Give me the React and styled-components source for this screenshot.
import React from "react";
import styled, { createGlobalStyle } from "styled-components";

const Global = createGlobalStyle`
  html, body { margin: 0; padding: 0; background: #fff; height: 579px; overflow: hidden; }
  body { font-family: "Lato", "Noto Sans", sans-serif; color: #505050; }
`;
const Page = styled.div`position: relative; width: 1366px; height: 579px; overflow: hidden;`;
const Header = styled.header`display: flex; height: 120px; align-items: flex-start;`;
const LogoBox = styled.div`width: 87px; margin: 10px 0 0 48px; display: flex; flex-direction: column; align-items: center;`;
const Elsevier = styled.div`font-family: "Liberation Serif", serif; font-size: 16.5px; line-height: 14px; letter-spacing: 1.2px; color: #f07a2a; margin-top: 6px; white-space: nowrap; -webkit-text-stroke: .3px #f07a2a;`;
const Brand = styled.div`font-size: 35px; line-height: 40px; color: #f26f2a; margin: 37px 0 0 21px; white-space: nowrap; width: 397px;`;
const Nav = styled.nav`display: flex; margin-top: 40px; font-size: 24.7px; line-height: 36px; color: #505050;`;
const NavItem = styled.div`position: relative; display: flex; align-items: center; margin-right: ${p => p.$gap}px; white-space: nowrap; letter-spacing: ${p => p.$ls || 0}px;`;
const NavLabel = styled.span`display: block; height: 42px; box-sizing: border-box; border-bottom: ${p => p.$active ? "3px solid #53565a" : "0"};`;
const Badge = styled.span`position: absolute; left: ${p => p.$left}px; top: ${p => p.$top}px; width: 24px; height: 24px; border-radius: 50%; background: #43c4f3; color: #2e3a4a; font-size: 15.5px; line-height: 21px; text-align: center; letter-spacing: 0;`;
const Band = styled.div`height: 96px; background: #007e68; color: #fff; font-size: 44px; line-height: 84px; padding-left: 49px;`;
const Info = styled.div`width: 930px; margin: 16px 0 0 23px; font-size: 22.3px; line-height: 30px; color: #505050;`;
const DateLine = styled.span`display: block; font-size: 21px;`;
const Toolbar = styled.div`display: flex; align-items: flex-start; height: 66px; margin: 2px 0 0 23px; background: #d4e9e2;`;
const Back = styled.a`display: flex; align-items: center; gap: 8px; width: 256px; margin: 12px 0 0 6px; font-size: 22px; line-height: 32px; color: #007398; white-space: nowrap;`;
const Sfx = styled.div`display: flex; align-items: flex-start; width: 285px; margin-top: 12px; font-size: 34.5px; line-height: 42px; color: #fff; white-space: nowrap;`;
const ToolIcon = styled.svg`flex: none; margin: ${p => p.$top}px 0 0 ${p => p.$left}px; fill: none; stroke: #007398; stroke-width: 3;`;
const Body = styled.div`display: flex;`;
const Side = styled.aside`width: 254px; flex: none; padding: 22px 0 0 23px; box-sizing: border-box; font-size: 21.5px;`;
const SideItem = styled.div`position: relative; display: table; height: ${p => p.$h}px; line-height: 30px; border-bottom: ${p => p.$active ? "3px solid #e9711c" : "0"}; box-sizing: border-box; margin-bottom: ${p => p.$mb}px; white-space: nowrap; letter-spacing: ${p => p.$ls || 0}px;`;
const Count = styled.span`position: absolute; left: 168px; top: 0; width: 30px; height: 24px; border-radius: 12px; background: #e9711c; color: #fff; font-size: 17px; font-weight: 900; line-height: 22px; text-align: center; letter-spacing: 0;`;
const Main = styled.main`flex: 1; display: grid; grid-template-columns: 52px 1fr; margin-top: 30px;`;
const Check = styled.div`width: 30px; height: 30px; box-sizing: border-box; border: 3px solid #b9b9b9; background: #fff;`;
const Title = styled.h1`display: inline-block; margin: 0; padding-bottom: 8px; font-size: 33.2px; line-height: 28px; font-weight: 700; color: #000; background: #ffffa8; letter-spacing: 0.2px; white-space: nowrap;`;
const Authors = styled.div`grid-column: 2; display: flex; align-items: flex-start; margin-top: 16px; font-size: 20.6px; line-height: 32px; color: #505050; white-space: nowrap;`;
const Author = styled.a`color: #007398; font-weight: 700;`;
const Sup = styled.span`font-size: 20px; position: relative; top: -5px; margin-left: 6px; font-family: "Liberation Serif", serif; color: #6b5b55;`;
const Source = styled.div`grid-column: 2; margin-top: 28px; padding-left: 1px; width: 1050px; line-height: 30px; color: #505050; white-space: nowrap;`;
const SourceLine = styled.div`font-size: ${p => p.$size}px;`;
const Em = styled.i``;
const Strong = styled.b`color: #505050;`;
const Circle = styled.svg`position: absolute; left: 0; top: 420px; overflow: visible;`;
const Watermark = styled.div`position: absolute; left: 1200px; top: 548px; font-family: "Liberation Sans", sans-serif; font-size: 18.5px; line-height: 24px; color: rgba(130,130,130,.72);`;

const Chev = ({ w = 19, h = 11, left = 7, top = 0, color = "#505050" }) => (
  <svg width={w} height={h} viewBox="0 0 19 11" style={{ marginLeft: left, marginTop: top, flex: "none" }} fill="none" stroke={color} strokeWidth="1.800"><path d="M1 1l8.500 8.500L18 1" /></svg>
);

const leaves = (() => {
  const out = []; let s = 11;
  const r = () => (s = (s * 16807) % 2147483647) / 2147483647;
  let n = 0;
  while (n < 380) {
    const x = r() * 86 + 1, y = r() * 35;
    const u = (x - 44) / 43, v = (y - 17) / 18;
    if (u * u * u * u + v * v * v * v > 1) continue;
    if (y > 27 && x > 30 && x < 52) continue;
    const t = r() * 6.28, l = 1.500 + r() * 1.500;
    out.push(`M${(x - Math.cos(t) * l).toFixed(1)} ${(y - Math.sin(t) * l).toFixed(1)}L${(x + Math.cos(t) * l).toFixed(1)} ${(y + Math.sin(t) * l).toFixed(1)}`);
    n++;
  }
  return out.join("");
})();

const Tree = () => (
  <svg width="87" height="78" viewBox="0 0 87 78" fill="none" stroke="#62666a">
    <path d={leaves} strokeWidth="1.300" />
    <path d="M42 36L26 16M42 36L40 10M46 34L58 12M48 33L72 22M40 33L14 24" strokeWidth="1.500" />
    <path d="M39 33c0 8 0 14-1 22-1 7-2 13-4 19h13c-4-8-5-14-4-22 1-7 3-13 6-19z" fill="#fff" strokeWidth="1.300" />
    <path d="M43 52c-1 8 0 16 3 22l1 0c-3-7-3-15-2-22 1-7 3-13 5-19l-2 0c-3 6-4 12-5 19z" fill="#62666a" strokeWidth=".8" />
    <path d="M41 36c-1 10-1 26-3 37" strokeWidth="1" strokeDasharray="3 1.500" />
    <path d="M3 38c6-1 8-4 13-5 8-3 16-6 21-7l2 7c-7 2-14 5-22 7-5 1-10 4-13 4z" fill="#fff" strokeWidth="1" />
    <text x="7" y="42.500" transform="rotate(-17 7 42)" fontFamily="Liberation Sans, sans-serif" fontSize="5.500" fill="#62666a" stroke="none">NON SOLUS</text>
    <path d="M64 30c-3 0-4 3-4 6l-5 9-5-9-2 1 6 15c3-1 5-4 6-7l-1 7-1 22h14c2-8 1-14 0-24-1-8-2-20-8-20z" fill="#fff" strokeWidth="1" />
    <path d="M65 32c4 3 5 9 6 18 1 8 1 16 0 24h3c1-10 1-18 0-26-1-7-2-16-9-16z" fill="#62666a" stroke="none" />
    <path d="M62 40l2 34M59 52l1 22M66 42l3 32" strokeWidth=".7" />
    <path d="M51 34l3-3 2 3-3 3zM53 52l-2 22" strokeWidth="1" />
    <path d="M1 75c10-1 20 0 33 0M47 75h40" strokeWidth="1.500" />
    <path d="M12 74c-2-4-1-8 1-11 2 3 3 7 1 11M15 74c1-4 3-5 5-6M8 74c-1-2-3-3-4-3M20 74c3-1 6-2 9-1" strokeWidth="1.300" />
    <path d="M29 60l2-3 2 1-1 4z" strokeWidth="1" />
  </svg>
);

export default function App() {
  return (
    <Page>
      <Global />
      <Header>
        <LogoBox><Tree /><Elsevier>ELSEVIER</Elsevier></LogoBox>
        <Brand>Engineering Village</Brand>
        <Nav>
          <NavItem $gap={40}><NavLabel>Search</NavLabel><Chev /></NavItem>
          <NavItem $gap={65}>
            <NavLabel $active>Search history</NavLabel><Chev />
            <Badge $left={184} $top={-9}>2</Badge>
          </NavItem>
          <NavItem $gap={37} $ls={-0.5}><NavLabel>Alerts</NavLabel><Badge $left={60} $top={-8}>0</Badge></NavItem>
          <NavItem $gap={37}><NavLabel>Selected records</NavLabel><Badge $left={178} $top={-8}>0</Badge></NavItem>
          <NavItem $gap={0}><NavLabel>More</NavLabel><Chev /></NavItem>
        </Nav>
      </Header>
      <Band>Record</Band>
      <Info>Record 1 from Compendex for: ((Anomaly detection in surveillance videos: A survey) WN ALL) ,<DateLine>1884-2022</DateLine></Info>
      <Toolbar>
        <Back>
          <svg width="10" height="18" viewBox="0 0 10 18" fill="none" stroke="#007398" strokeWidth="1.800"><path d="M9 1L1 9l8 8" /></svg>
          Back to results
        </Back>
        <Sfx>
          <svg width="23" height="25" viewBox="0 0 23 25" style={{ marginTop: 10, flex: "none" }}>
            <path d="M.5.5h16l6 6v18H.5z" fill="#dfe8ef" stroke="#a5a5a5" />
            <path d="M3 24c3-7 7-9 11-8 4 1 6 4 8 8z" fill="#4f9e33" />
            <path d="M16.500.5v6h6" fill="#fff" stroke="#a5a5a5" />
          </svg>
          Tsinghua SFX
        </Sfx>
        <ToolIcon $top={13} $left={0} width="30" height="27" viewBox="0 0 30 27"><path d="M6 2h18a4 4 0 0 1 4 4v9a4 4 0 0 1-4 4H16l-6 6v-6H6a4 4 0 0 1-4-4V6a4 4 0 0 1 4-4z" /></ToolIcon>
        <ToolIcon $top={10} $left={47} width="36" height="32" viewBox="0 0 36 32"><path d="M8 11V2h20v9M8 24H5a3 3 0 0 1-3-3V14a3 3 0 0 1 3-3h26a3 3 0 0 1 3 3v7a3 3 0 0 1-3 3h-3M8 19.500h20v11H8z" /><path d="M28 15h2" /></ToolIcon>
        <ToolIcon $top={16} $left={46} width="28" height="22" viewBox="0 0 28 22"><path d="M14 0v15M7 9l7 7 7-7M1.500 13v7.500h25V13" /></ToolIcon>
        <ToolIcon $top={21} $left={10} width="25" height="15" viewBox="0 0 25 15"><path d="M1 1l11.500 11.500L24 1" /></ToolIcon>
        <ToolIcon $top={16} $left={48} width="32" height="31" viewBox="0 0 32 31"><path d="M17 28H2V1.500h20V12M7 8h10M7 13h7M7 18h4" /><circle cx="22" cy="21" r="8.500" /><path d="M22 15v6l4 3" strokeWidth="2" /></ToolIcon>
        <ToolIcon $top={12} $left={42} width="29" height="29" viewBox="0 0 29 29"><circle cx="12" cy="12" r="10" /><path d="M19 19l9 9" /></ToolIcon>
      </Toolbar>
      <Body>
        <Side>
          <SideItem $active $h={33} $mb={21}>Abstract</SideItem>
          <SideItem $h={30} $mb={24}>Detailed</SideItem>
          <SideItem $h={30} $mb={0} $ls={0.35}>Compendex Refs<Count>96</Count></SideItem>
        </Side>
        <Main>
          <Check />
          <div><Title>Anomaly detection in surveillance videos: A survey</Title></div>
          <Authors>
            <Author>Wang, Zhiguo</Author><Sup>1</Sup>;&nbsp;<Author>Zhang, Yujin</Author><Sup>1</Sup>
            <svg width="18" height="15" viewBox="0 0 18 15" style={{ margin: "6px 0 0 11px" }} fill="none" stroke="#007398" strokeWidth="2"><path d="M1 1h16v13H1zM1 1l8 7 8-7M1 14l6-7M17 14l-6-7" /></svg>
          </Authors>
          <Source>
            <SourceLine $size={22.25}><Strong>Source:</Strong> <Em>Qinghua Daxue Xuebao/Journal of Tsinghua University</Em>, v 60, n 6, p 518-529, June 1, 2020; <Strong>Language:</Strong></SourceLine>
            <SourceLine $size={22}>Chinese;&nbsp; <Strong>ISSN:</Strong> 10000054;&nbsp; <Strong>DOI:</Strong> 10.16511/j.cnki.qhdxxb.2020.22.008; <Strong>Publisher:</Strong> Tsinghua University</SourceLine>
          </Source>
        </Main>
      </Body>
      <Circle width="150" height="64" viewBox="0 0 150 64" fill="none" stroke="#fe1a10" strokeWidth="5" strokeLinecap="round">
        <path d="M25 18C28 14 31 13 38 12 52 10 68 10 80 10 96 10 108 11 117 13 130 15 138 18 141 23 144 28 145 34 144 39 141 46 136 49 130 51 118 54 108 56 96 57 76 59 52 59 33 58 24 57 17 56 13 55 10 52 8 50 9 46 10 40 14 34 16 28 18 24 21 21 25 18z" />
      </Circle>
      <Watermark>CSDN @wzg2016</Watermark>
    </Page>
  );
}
...
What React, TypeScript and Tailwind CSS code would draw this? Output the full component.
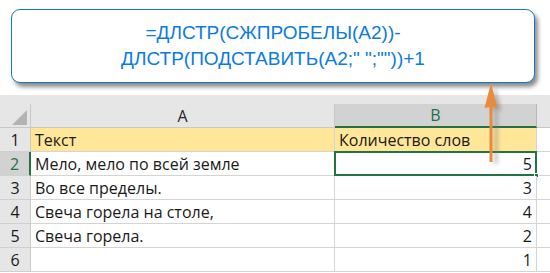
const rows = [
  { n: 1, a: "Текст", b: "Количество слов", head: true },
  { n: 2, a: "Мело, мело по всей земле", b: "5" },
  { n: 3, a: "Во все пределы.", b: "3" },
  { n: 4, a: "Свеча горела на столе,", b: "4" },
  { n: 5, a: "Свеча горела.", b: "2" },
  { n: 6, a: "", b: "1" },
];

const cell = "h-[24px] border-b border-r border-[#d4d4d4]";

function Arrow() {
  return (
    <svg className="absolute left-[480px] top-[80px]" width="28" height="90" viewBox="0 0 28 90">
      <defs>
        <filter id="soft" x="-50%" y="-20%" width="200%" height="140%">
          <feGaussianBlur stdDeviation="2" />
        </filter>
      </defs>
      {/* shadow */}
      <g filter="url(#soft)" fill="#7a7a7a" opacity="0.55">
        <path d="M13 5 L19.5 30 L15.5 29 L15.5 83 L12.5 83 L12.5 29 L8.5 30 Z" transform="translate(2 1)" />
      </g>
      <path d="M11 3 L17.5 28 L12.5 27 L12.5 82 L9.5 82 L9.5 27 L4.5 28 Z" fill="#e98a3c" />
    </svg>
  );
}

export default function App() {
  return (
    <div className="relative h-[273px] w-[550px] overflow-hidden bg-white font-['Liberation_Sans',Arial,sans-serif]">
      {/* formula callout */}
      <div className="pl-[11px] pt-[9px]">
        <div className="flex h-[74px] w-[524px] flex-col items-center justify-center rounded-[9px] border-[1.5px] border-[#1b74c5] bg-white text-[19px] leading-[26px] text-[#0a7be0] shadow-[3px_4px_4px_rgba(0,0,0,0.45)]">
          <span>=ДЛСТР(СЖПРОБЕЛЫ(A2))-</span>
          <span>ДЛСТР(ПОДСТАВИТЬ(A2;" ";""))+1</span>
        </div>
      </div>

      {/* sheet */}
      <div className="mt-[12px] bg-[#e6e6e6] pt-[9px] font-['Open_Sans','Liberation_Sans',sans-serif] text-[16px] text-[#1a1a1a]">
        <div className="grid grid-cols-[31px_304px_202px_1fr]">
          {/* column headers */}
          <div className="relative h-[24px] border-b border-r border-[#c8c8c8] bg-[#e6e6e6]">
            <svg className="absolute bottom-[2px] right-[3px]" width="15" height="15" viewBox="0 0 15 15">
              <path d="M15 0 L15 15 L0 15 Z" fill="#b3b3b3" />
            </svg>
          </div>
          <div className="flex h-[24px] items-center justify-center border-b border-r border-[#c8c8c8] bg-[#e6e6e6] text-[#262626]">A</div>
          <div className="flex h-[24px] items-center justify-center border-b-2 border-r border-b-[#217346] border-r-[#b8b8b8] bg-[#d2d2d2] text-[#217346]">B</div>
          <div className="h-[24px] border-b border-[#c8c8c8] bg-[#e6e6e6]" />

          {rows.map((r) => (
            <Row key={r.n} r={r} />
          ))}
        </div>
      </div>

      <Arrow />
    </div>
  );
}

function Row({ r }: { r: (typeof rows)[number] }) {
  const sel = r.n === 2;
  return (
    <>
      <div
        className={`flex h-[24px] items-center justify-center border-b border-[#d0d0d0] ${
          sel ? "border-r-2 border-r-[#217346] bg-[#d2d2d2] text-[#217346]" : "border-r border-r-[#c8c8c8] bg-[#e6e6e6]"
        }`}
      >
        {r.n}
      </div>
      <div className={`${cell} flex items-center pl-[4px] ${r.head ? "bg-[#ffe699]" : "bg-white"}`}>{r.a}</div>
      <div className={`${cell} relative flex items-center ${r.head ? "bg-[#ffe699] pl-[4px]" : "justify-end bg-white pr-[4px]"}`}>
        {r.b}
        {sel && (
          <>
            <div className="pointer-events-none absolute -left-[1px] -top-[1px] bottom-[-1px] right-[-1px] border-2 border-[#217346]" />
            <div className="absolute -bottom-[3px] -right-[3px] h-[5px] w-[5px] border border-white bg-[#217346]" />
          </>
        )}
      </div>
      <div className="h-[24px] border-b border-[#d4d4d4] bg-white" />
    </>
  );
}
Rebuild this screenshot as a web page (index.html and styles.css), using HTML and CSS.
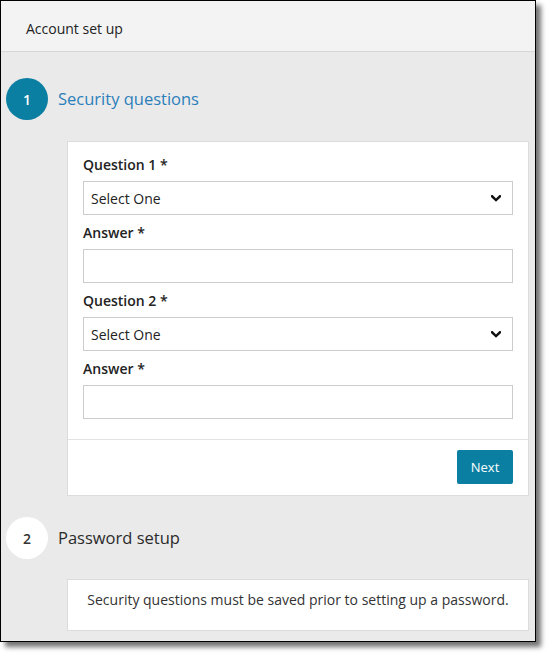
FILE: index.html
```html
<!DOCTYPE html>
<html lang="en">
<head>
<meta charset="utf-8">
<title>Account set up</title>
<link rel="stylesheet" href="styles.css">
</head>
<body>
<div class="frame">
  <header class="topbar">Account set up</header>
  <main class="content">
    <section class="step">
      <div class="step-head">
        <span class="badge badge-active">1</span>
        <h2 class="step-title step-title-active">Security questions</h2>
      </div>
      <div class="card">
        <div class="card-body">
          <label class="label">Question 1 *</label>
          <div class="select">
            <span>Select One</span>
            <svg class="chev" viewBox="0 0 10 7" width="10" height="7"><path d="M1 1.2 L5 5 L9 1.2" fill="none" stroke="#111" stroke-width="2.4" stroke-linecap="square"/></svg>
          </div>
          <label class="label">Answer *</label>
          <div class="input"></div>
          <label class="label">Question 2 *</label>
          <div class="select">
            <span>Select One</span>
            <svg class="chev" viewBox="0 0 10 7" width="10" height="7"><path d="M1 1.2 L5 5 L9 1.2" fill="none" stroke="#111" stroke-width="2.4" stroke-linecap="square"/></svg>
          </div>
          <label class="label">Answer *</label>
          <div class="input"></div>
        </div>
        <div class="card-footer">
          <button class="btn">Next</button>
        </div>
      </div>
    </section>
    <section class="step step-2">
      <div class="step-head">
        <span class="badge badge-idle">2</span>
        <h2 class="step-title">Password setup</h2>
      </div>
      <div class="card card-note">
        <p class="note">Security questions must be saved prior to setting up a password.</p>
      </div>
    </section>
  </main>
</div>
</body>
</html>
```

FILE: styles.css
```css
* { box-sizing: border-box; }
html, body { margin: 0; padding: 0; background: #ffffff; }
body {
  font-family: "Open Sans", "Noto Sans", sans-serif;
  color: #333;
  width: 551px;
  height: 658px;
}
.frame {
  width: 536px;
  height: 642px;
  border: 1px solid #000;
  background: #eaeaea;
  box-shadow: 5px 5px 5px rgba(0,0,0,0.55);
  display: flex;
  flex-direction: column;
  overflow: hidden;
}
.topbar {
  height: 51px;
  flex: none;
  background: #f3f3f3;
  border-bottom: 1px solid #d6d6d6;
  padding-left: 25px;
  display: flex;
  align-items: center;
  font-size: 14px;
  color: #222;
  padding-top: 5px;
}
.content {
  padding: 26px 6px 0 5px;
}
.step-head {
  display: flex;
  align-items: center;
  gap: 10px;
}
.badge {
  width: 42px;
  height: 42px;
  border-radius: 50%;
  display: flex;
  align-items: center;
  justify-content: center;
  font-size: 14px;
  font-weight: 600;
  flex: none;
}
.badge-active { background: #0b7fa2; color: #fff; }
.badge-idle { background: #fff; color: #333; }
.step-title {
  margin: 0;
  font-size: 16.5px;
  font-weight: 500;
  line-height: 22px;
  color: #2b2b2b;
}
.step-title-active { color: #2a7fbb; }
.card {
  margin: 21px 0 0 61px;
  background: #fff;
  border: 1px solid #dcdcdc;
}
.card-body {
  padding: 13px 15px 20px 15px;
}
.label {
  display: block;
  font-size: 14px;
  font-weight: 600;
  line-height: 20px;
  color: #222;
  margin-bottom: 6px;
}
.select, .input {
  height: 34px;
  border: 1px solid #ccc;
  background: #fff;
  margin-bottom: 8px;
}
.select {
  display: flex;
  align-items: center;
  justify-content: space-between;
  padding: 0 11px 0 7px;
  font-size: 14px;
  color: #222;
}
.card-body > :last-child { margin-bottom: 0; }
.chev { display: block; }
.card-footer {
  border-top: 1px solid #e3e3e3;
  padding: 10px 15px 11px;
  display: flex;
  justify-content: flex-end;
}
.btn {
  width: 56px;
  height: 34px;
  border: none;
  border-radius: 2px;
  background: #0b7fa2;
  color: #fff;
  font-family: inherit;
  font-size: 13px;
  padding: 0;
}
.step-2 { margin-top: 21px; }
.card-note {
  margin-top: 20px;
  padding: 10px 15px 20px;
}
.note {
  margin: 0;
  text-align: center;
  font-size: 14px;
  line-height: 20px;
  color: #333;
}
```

EXERCISE REQUIREMENTS: Count each line with "components" in it and report that figure by itself.

RESPONSE TO THE TASK: 2